Je suis partie d’une question qui se trouve dans une chanson originale du groupe Ärsenik: «Qui peut prétendre faire du rap sans prendre position?» Si le rap s’est affirmé dès la fin des années 1970 aux Etats-Unis, dans le Bronx, il est arrivé très vite en France. C’est aujourd’hui le deuxième pays au monde pour la production de ce genre musical. Comment l’expliquer? Il y a bien sûr toute la tradition française de la chanson à rimes… Mais au début, le rap français était plutôt underground, avant de se faire mieux connaître dans les années 1990 avec des noms comme IAM, NTM, MC Solaar, Assassin… Une des particularités du rap français, c’est d’être au croisement entre la volonté de participation à la République, une situation en périphérie – parce que habitant dans les banlieues, ou étant issu de l’immigration –, et une tendance à la révolte lyrique.

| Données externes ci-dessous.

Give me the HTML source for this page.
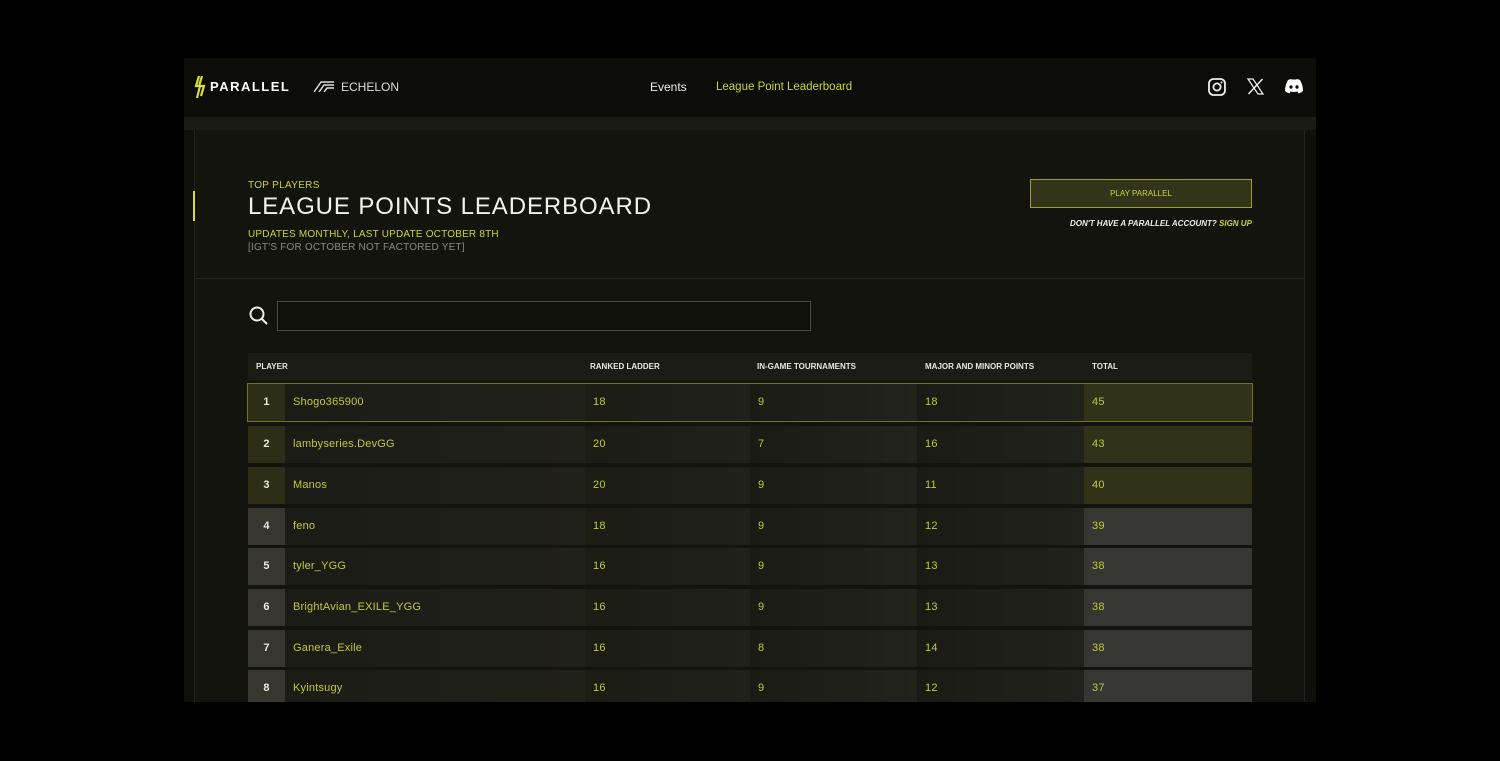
<!DOCTYPE html>
<html><head><meta charset="utf-8"><style>
*{margin:0;padding:0;box-sizing:border-box}
body{width:1500px;height:761px;background:#000;font-family:"Liberation Sans",sans-serif;position:relative;overflow:hidden}
.frame{position:absolute;left:184px;top:58px;width:1132px;height:644px;background:#0f100b;overflow:hidden}
.hdr{position:absolute;left:0;top:0;width:1132px;height:59px;background:#0c0c09}
.strip{position:absolute;left:0;top:59px;width:1132px;height:13px;background:#1a1b14}
.panel{position:absolute;left:10px;top:72px;width:1111px;height:600px;background:#13140d;border-left:1px solid #23241b;border-right:1px solid #23241b}
.a{position:absolute;white-space:nowrap}
.y{color:#c9d43a}
.row{position:absolute;left:64px;width:1004px;height:37px}
.row div{position:absolute;top:0;height:100%;font-size:11px;line-height:37px;letter-spacing:.2px}
.rk{left:0;width:37px;text-align:center;color:#e8e8e0;font-weight:bold}
.c{color:#c0ca3a;padding-left:8px}
</style></head><body>
<div class="frame">
 <div class="hdr">
  <svg class="a" style="left:10px;top:18px" width="12" height="22" viewBox="0 0 12 22"><path d="M5 0 L2 10 L6 10 L3 22 M8 0 L5 10 L10 10 L7 20" stroke="#d6e03a" stroke-width="2.2" fill="none"/></svg>
  <div class="a" style="left:26px;top:21px;color:#fff;font-weight:bold;font-size:13px;letter-spacing:1.5px">PARALLEL</div>
  <svg class="a" style="left:130px;top:23px" width="20" height="11" viewBox="0 0 20 11"><path d="M0 11 L7 1 L20 1 M5 11 L10 4 L20 4 M10 11 L13 7 L20 7" stroke="#ddd" stroke-width="1.5" fill="none"/></svg>
  <div class="a" style="left:157px;top:22px;color:#ddd;font-size:12px;letter-spacing:0">ECHELON</div>
  <div class="a" style="left:466px;top:22px;color:#eee;font-size:12px">Events</div>
  <div class="a y" style="left:532px;top:22px;font-size:11.5px;line-height:14px">League Point Leaderboard</div>
  <svg class="a" style="left:1024px;top:20px" width="18" height="18" viewBox="0 0 18 18"><rect x="1" y="1" width="16" height="16" rx="4.5" stroke="#eee" stroke-width="1.8" fill="none"/><circle cx="9" cy="9" r="3.6" stroke="#eee" stroke-width="1.8" fill="none"/><circle cx="13.5" cy="4.5" r="1" fill="#eee"/></svg>
  <svg class="a" style="left:1063px;top:20px" width="17" height="17" viewBox="0 0 17 17"><path d="M1 1 L6 1 L16 16 L11 16 Z" stroke="#eee" stroke-width="1.2" fill="none"/><path d="M15.5 1 L1.5 16" stroke="#eee" stroke-width="1.5"/></svg>
  <svg class="a" style="left:1100px;top:20px" width="20" height="16" viewBox="0 0 20 16"><path d="M4 2 Q7 0.5 8 1.5 L12 1.5 Q13 0.5 16 2 Q19 7 19 13 Q17 15 14.5 15.5 L13.5 13.5 Q10 14.5 6.5 13.5 L5.5 15.5 Q3 15 1 13 Q1 7 4 2Z" fill="#fff"/><ellipse cx="7" cy="9" rx="1.6" ry="1.8" fill="#0c0c09"/><ellipse cx="13" cy="9" rx="1.6" ry="1.8" fill="#0c0c09"/></svg>
 </div>
 <div class="strip"></div>
 <div class="panel">
  <div class="a" style="left:0;top:148px;width:1109px;height:1px;background:#22231a"></div>
  <div class="a" style="left:-2px;top:61px;width:2px;height:30px;background:#d6e03a"></div>
  <div class="a y" style="left:53px;top:50px;font-size:10px;letter-spacing:.3px">TOP PLAYERS</div>
  <div class="a" style="left:53px;top:63px;color:#f2f2ee;font-size:24px;letter-spacing:.9px">LEAGUE POINTS LEADERBOARD</div>
  <div class="a y" style="left:53px;top:99px;font-size:10px;letter-spacing:.2px">UPDATES MONTHLY, LAST UPDATE OCTOBER 8TH</div>
  <div class="a" style="left:53px;top:112px;font-size:10px;letter-spacing:.2px;color:#888">[IGT'S FOR OCTOBER NOT FACTORED YET]</div>
  <div class="a" style="left:835px;top:49px;width:222px;height:29px;background:#33341a;border:1px solid #9aa135;color:#c9d43a;font-size:8px;text-align:center;line-height:27px">PLAY PARALLEL</div>
  <div class="a" style="left:875px;top:89px;font-size:8px;font-style:italic;font-weight:bold;color:#eee">DON'T HAVE A PARALLEL ACCOUNT? <span class="y">SIGN UP</span></div>
  <svg class="a" style="left:54px;top:176px" width="20" height="20" viewBox="0 0 20 20"><circle cx="8" cy="8" r="6.5" stroke="#eee" stroke-width="2" fill="none"/><path d="M13 13 L18 18" stroke="#eee" stroke-width="2"/></svg>
  <div class="a" style="left:82px;top:171px;width:534px;height:30px;border:1px solid #4a4b40;background:#111209"></div>
 </div>
 <div class="a" style="left:64px;top:295px;width:1004px;height:27px;background:#1b1c16;font-size:8px;color:#e8e8e0;font-weight:bold">
  <span class="a" style="left:8px;top:9px">PLAYER</span><span class="a" style="left:342px;top:9px">RANKED LADDER</span><span class="a" style="left:509px;top:9px">IN-GAME TOURNAMENTS</span><span class="a" style="left:677px;top:9px">MAJOR AND MINOR POINTS</span><span class="a" style="left:844px;top:9px">TOTAL</span>
 </div>
 <div id="rows"></div>
</div>
<script>
const d=[["Shogo365900",18,9,18,45],["lambyseries.DevGG",20,7,16,43],["Manos",20,9,11,40],["feno",18,9,12,39],["tyler_YGG",16,9,13,38],["BrightAvian_EXILE_YGG",16,9,13,38],["Ganera_Exile",16,8,14,38],["Kyintsugy",16,9,12,37]];
const tops=[326,368,409,450,490,531,572,612];
let h="";
d.forEach((r,i)=>{const t=i<3;
h+=`<div class="row" style="top:${tops[i]}px;${i==0?'outline:1px solid #6f7428;':''}">
<div class="rk" style="background:${t?'#2d2e15':'#37372f'}">${i+1}</div>
<div class="c" style="left:37px;width:300px;background:linear-gradient(90deg,#1b1c16,#202119)">${r[0]}</div>
<div class="c" style="left:337px;width:165px;background:linear-gradient(90deg,#1b1c14,#20211b)">${r[1]}</div>
<div class="c" style="left:502px;width:167px;background:linear-gradient(90deg,#1a1b14,#22231d)">${r[2]}</div>
<div class="c" style="left:669px;width:167px;background:linear-gradient(90deg,#1a1b14,#21221c)">${r[3]}</div>
<div class="c" style="left:836px;width:168px;background:${t?'#313217':'#363632'}">${r[4]}</div></div>`;});
document.getElementById('rows').innerHTML=h;
</script>
</body></html>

Comment avez-vous procédé?

J’ai construit une base de données, avec les productions allant de 1981 à 2012, année de la «fin de règne» de Sarkozy. Environ 700 rappeurs ont sorti un album sur cette période. J’en ai retenu 493 après en avoir écarté certains, moins représentatifs. J’ai aussi mené des entretiens en France, et lors de festivals de musique, en Suisse…

Et quels sont les principaux résultats de votre travail?

Dans la majorité des textes que j’ai analysés, il y a bien un message politique: cela concerne plus de 85% des productions de rappeurs. En fait, contrairement aux nombreux préjugés qu’on entend sur le rap, il est moins question de chansons violentes, qui incitent à la haine, ou même à «faire la révolution», que de dénoncer des injustices (voir ci-dessous), de volonté de réformer le fonctionnement politique, de demander un changement de République, avec la mise en actes de la devise «Liberté, égalité, fraternité», pour tous. C’est vraiment une constante. Ce qui change au fil des années, ce sont plus les voix et les manières d’adresser le message, en l’adaptant aux plus jeunes ou aux préoccupations du moment, comme le mouvement Black lives matter ou même, la pandémie. Et puis, il y a ce décalage entre la production de ce message politique et sa réception, qui est souvent plus axée sur l’émotion, le divertissement… sans plus faire de connexion avec le côté «activisme». Le rap a une voix, et des personnes qui l’écoutent, mais pas forcément qui l’entendent.